In the Smith et al. (2007) study of a coupled climate system (initialized by varying atmospheric and oceanic conditions in four integrations), the stated range of uncertainty for 9 years in the future was on the order of ± 0.35 \(^\circ \)C, based on their Fig. 2b for the full initial field or ± 0.2 \(^\circ \)C when only an anomaly is added to the initial field (their Fig. 2c). This is a global average, rather than a zonal average. The first implies a much larger uncertainty than is found for the uncertainty of initial conditions of the ocean alone without feedbacks and the second is on the same order as this study. With only four ensemble members in the study, the uncertainty is arguable as to its value. However, it does provide a benchmark to evaluate the uncertainty estimates stated in this paper.

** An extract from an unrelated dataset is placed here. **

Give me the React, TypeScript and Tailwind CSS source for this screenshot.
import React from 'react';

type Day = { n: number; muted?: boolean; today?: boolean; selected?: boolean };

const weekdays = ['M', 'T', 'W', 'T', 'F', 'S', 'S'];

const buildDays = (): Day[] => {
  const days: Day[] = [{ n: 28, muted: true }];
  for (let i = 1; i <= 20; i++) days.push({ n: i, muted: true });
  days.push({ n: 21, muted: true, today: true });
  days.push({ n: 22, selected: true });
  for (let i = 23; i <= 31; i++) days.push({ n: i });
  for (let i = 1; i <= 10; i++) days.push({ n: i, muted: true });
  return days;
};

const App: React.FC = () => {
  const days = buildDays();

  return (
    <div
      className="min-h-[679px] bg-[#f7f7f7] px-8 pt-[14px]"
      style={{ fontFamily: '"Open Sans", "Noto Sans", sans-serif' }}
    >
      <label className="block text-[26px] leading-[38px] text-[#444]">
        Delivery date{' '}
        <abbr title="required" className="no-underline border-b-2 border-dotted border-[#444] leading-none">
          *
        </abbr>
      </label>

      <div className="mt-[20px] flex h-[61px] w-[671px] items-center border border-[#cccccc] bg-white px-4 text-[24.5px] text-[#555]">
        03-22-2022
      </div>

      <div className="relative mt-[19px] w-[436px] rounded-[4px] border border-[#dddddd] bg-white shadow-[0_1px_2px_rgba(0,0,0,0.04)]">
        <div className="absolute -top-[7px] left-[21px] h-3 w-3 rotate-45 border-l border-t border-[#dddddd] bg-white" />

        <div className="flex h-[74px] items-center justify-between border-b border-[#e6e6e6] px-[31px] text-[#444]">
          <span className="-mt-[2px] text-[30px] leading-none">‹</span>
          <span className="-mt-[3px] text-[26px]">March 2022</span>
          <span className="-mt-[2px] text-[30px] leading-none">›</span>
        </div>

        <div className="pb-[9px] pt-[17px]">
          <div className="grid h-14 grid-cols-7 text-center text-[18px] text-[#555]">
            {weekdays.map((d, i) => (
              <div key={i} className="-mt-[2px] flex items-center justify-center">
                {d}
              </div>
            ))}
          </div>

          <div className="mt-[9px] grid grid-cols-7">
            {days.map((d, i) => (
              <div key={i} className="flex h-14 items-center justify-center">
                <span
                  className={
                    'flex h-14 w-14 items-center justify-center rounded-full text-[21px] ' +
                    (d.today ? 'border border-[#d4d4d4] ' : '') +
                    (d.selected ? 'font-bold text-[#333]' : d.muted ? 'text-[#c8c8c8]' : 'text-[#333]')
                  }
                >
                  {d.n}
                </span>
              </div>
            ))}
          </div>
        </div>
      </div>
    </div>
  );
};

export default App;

6.5 Initial condition uncertainty and chaotic uncertainty

There remains an issue about how much of the uncertainty might be due to possible chaotic nature of the flow. We took two simulations that had the smallest root mean square difference (RMSD) in their initial conditions and found the spatial temperature RMSD between the outcomes at the end of years 1 through 10. The RMSD values fell consistently from 0.17 to 0.04 \(^\circ \)C. This implies that the two simulations are converging. If a chaotic term is influencing the dynamical system, the solutions would be diverging (Lorenz 1963; Li and Yorke 1975). Furthermore, if there were significant chaotic variability, the emulator, being a smooth function, would not be able to predict the uncertainty related to chaos. Using the leave one out validation (Fig. 5) we can compare the variation (variance) across the ensemble that is explained by the emulator compared to the total variation. The percentage explained by the emulator is 88%. The other 12% is made up of small scale variability not captured by our emulator plus any variability arising from chaos in the model. In our opinion this shows that the uncertainty coming from any chaotic variability is small compared to the initial condition uncertainty.

Taking into account the evidence just presented, we leave it to readers to determine if this dynamical system’s variability, after 10 years, is due to chaos or the initial conditions. Because all members of the ensemble analyzed in this study begin at the same temporal starting location and all members have the same numerical code, we assume that the error sources, \(\varepsilon _{numerical}\) and \(\varepsilon _{chaos}\), are, either the same or too small to measure and the only contribution to \(\sigma _{initial}\) is the initial condition error, \(\varepsilon ^*_{initial}\).

7 Conclusions

Maps of near surface temperature uncertainty, after 10 years of integration, show the influence of the uncertainty in ocean initial conditions on the spatial temperature field. The maps indicate a higher uncertainty in the regions outside the tropics, areas generally expected to be more energetic. Physically, the perturbations introduced in the initial conditions results in uncertainties that are larger than what is seen in the internal variability for regions that are, temporally, more active at the smaller scales. In regions where the dominant temporal variability is at large spatial scales (e.g. the tropics), the initial perturbations dissipate because of the dominance of the surface forcing. This conclusion is supported by the analysis summarized in Figs. 9, 10, and 11, Sect. 5.4, in part.

While this study does not include the feedback processes that are found in a coupled air/ocean climate models, the framework sets the foundation for the methods to be used when examining a coupled system. With more and more interest in the use of climate models and their output for subsequent risk analysis on small or regional scales, these uncertainty maps bound the lower end of the uncertainty range. Even without feedbacks and ignoring seasonal and inter-annual variability due to atmospheric processes, the uncertainty of the near surface temperature field due to varying initial conditions after ten years ranges from 0.01\(^\circ \) to 1\(^\circ \)C, depending upon the region (translated to about a maximum of ± 5 mm). This uncertainty should only be used as a lower bound in any risk analysis because feedbacks have not been included.